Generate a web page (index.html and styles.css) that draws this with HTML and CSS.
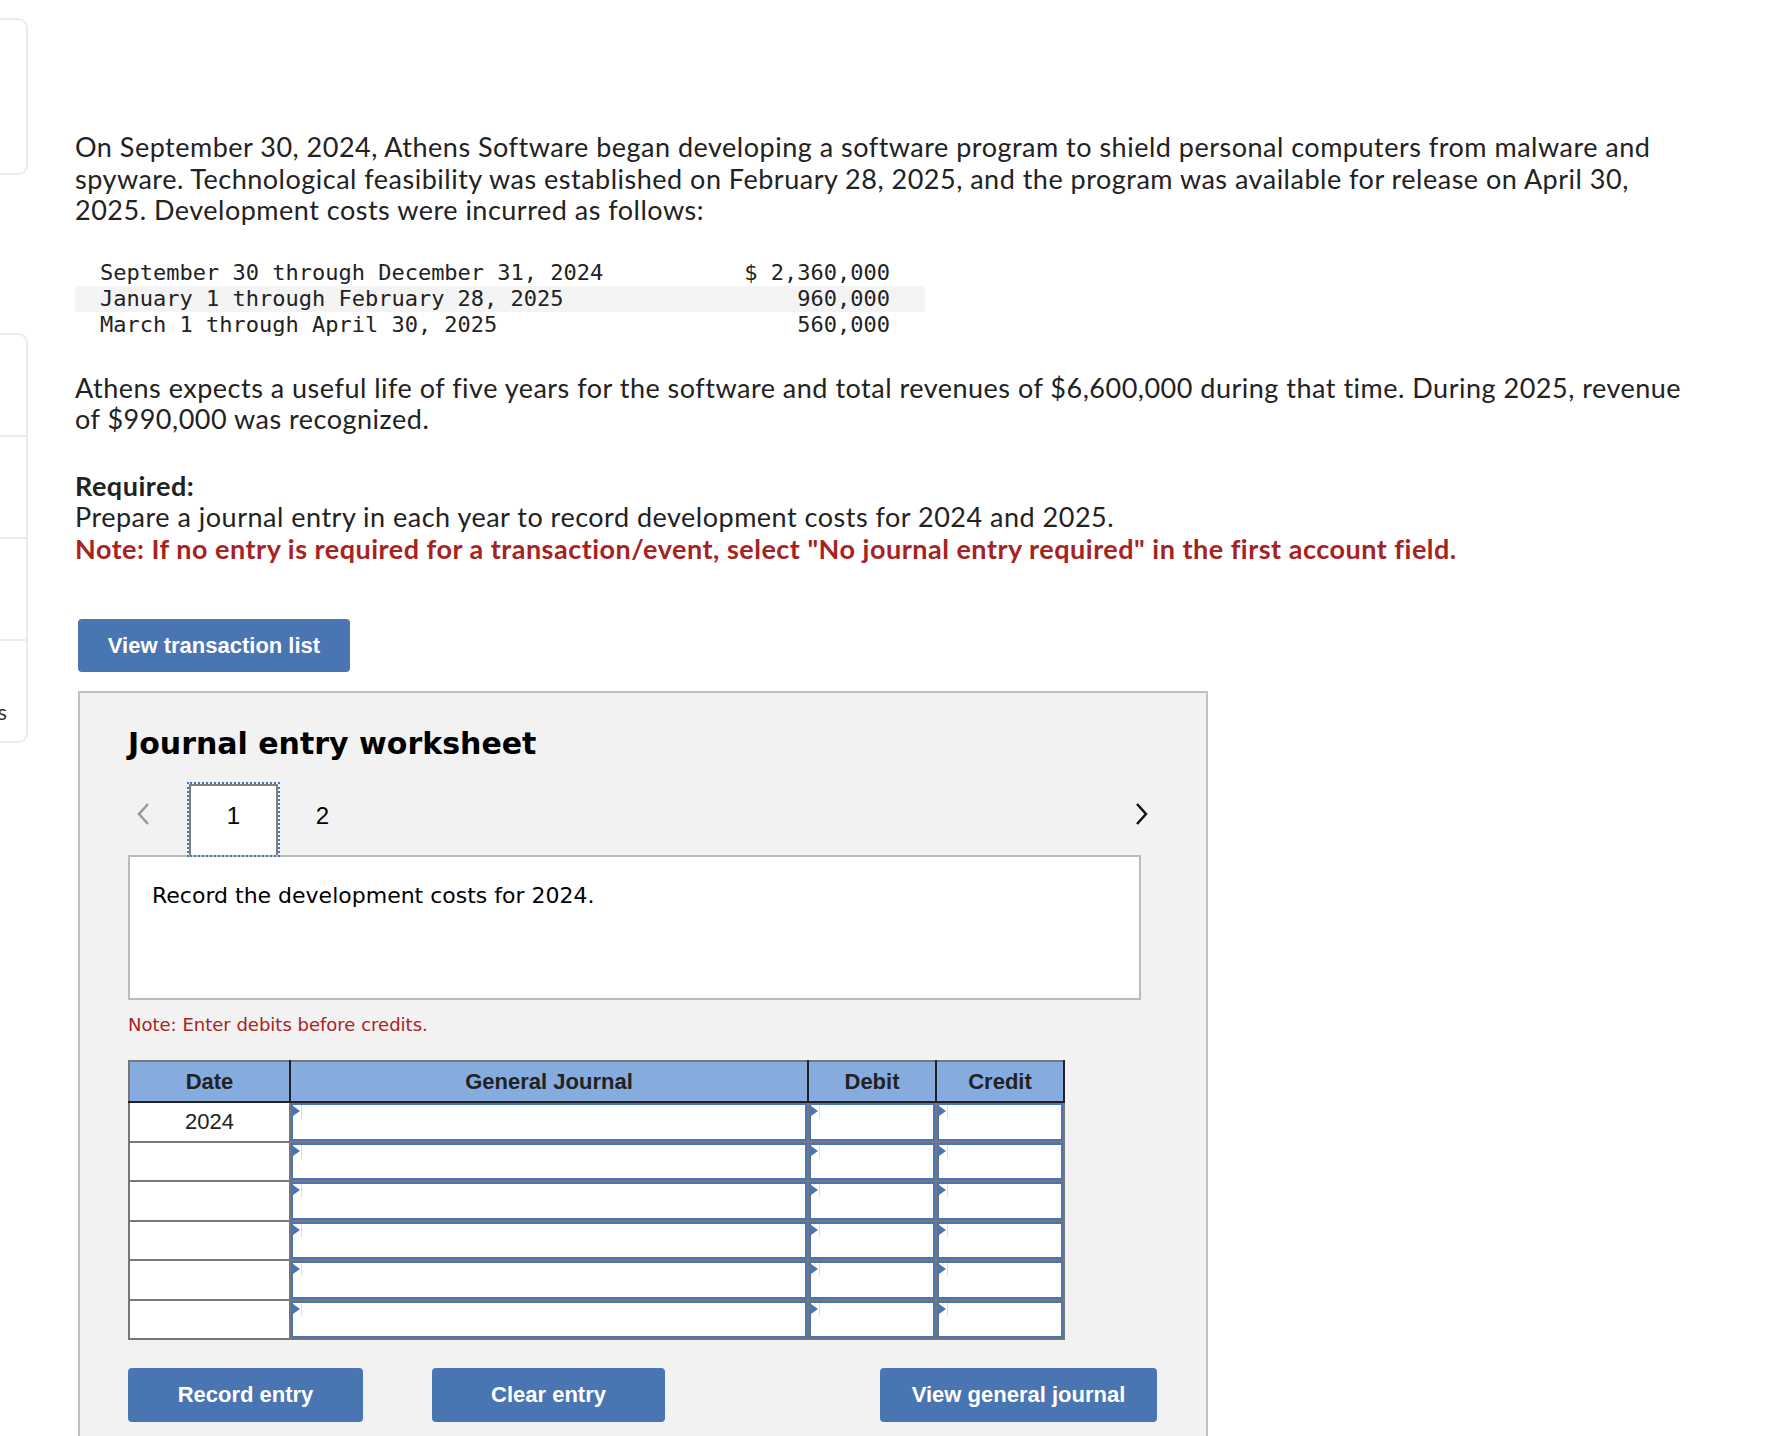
FILE: index.html
```html
<!DOCTYPE html>
<html>
  <head>
    <meta charset="utf-8">
    <meta name="viewport" content="width=device-width, initial-scale=1.0">

    <title>Journal Entry Worksheet</title>

    <link rel="stylesheet" href="styles.css">
  </head>

  <body>
    <div class="page">
      <!-- Question rail, scrolled mostly out of view on the left -->
      <nav class="rail">
        <div class="rail-inner">
          <div class="rail-card"></div>
          <div class="rail-group">
            <div class="rail-item"></div>
            <div class="rail-item"></div>
            <div class="rail-item"></div>
            <div class="rail-item"><span class="rail-label">References</span></div>
          </div>
        </div>
      </nav>

      <main class="question">
        <p class="lead">On September 30, 2024, Athens Software began developing a software program to shield personal computers from malware and spyware. Technological feasibility was established on February 28, 2025, and the program was available for release on April 30, 2025. Development costs were incurred as follows:</p>

        <!-- Development cost schedule -->
        <table class="costs">
          <tr>
            <td>September 30 through December 31, 2024</td>
            <td class="amt">$ 2,360,000</td>
          </tr>
          <tr class="shaded">
            <td>January 1 through February 28, 2025</td>
            <td class="amt">960,000</td>
          </tr>
          <tr>
            <td>March 1 through April 30, 2025</td>
            <td class="amt">560,000</td>
          </tr>
        </table>

        <p class="lead">Athens expects a useful life of five years for the software and total revenues of $6,600,000 during that time. During 2025, revenue of $990,000 was recognized.</p>

        <div class="required">
          <strong>Required:</strong><br>
          Prepare a journal entry in each year to record development costs for 2024 and 2025.<br>
          <span class="note">Note: If no entry is required for a transaction/event, select "No journal entry required" in the first account field.</span>
        </div>

        <button class="btn btn-list">View transaction list</button>

        <!-- Journal entry worksheet -->
        <section class="worksheet">
          <h2>Journal entry worksheet</h2>

          <div class="tabs">
            <span class="tab-arrow tab-prev">
              <svg width="16" height="24" viewBox="0 0 16 24"><path d="M13 2 L4 12 L13 22" fill="none" stroke="#999" stroke-width="2.5"/></svg>
            </span>
            <span class="tab active">1</span>
            <span class="tab">2</span>
            <span class="tab-arrow tab-next">
              <svg width="16" height="24" viewBox="0 0 16 24"><path d="M3 2 L12 12 L3 22" fill="none" stroke="#111" stroke-width="2.5"/></svg>
            </span>
          </div>

          <div class="prompt">Record the development costs for 2024.</div>

          <p class="entry-note">Note: Enter debits before credits.</p>

          <table class="journal">
            <colgroup>
              <col class="col-date">
              <col class="col-account">
              <col class="col-money">
              <col class="col-money">
            </colgroup>
            <thead>
              <tr>
                <th>Date</th>
                <th>General Journal</th>
                <th>Debit</th>
                <th>Credit</th>
              </tr>
            </thead>
            <tbody>
              <tr>
                <td class="date">2024</td>
                <td><span class="field"><input type="text"></span></td>
                <td><span class="field"><input type="text"></span></td>
                <td><span class="field"><input type="text"></span></td>
              </tr>
              <tr>
                <td class="date"></td>
                <td><span class="field"><input type="text"></span></td>
                <td><span class="field"><input type="text"></span></td>
                <td><span class="field"><input type="text"></span></td>
              </tr>
              <tr>
                <td class="date"></td>
                <td><span class="field"><input type="text"></span></td>
                <td><span class="field"><input type="text"></span></td>
                <td><span class="field"><input type="text"></span></td>
              </tr>
              <tr>
                <td class="date"></td>
                <td><span class="field"><input type="text"></span></td>
                <td><span class="field"><input type="text"></span></td>
                <td><span class="field"><input type="text"></span></td>
              </tr>
              <tr>
                <td class="date"></td>
                <td><span class="field"><input type="text"></span></td>
                <td><span class="field"><input type="text"></span></td>
                <td><span class="field"><input type="text"></span></td>
              </tr>
              <tr>
                <td class="date"></td>
                <td><span class="field"><input type="text"></span></td>
                <td><span class="field"><input type="text"></span></td>
                <td><span class="field"><input type="text"></span></td>
              </tr>
            </tbody>
          </table>

          <div class="actions">
            <button class="btn btn-record">Record entry</button>
            <button class="btn btn-clear">Clear entry</button>
            <button class="btn btn-journal">View general journal</button>
          </div>
        </section>
      </main>
    </div>
  </body>
</html>
```

FILE: styles.css
```css
/* Basic reset and page text */
body {
  margin: 0;
  padding: 0;
  font-family: Lato, "Liberation Sans", sans-serif;
  color: #222;
  background: #fff;
}
.page {
  display: flex;
  align-items: flex-start;
}

/* Left rail: only its right edge shows */
.rail {
  flex: none;
  width: 28px;
  overflow: hidden;
}
.rail-inner {
  width: 240px;
  margin-left: -212px;
  padding-top: 18px;
}
.rail-card,
.rail-group {
  box-sizing: border-box;
  border: 2px solid #ebebeb;
  border-radius: 10px;
}
.rail-card {
  height: 157px;
}
.rail-group {
  margin-top: 158px;
}
.rail-item {
  height: 100px;
  border-bottom: 2px solid #ebebeb;
}
.rail-item:last-child {
  border-bottom: none;
}
.rail-label {
  display: block;
  padding: 57px 19px 0 0;
  text-align: right;
  font-size: 22px;
  color: #333;
}

/* Question text */
.question {
  flex: 1;
  padding: 131px 73px 0 47px;
  font-size: 27px;
  letter-spacing: 0.5px;
  font-variant-ligatures: none;
}
.lead {
  margin: 0;
  line-height: 31.5px;
}
.costs {
  width: 850px;
  margin: 34px 0;
  border-collapse: collapse;
  font-family: "DejaVu Sans Mono", monospace;
  font-size: 22px;
  letter-spacing: normal;
  color: #222;
}
.costs td {
  padding: 0;
  height: 26px;
  line-height: 26px;
  white-space: pre;
}
.costs td:first-child {
  padding-left: 25px;
}
.costs .amt {
  text-align: right;
  padding-right: 35px;
}
.costs .shaded td {
  background: #f4f4f4;
}
.required {
  margin-top: 35px;
  line-height: 31.5px;
}
.required .note {
  font-weight: bold;
  color: #a8221f;
}

/* Buttons */
.btn {
  display: block;
  height: 53px;
  padding: 0;
  border: none;
  border-radius: 4px;
  background: #4a75b3;
  color: #fff;
  font-family: "Liberation Sans", Arial, sans-serif;
  font-weight: bold;
  font-size: 22px;
  letter-spacing: normal;
  cursor: pointer;
}
.btn-list {
  width: 272px;
  margin: 55px 0 0 3px;
}

/* Worksheet panel */
.worksheet {
  box-sizing: border-box;
  width: 1130px;
  margin: 19px 0 0 3px;
  padding: 33px 49px 40px 48px;
  border: 2px solid #c0c0c0;
  background: #f2f2f2;
  letter-spacing: normal;
}
.worksheet h2 {
  margin: 0;
  font-family: "DejaVu Sans", Verdana, sans-serif;
  font-size: 30px;
  line-height: 36px;
  color: #000;
}

/* Step tabs */
.tabs {
  display: flex;
  align-items: flex-start;
  width: 1022px;
  margin-top: 22px;
}
.tab-arrow {
  display: block;
  height: 24px;
  margin-top: 15px;
}
.tab-prev {
  margin-left: 7px;
  margin-right: 38px;
}
.tab-next {
  margin-left: auto;
}
.tab {
  box-sizing: border-box;
  width: 89px;
  height: 71px;
  padding-top: 16px;
  border: 2px solid transparent;
  border-bottom: none;
  text-align: center;
  font-family: "Liberation Sans", Arial, sans-serif;
  font-size: 24px;
  line-height: 28px;
  color: #000;
}
.tab.active {
  border-color: #808080;
  background: #fff;
  outline: 2px dotted #4a74b4;
}

.prompt {
  box-sizing: border-box;
  width: 1013px;
  height: 145px;
  padding: 26px 22px 22px;
  border: 2px solid #bbb;
  background: #fff;
  font-family: "DejaVu Sans", Verdana, sans-serif;
  font-size: 22px;
  color: #000;
}
.entry-note {
  margin: 14px 0 0;
  font-family: "DejaVu Sans", Verdana, sans-serif;
  font-size: 18px;
  line-height: 21px;
  color: #a8221f;
}

/* Journal grid */
.journal {
  width: 935px;
  margin-top: 25px;
  border-collapse: collapse;
  table-layout: fixed;
  font-family: "Liberation Sans", Arial, sans-serif;
  color: #222;
}
.col-date { width: 161px; }
.col-account { width: 518px; }
.col-money { width: 128px; }
.journal th {
  height: 39px;
  padding: 0;
  background: #85abdf;
  font-size: 22px;
  font-weight: bold;
  border-top: 2px solid #777;
  border-right: 2px solid #222;
  border-bottom: 2px solid #222;
}
.journal th:first-child {
  border-left: 2px solid #777;
}
.journal td {
  padding: 0;
  border: 2px solid #777;
  background: #fff;
  vertical-align: top;
}
.journal td.date {
  vertical-align: middle;
  text-align: center;
  font-size: 22px;
}
.field {
  position: relative;
  display: block;
}
.field input {
  display: block;
  box-sizing: border-box;
  width: 100%;
  height: 37.5px;
  margin: 0;
  padding: 0 12px;
  border: 2px solid #4a74b4;
  background: #fff;
  font-size: 20px;
}
/* dropdown marker in the corner of each field */
.field::before {
  content: "";
  position: absolute;
  left: 2px;
  top: 3px;
  border-top: 5px solid transparent;
  border-bottom: 5px solid transparent;
  border-left: 7px solid #4a74b4;
}
.field::after {
  content: "";
  position: absolute;
  left: 10px;
  top: 2px;
  width: 1px;
  height: 13px;
  background: #d4deec;
}

/* Bottom action buttons */
.actions {
  display: flex;
  margin-top: 28px;
}
.actions .btn {
  height: 54px;
}
.btn-record {
  width: 235px;
}
.btn-clear {
  width: 233px;
  margin-left: 69px;
}
.btn-journal {
  width: 277px;
  margin-left: auto;
}
```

• • • •

- [What the exercise asks]: Gather each line from the listing above that holds "index".

- [Problem solution]:
Generate a web page (index.html and styles.css) that draws this with HTML and CSS.
FILE: index.html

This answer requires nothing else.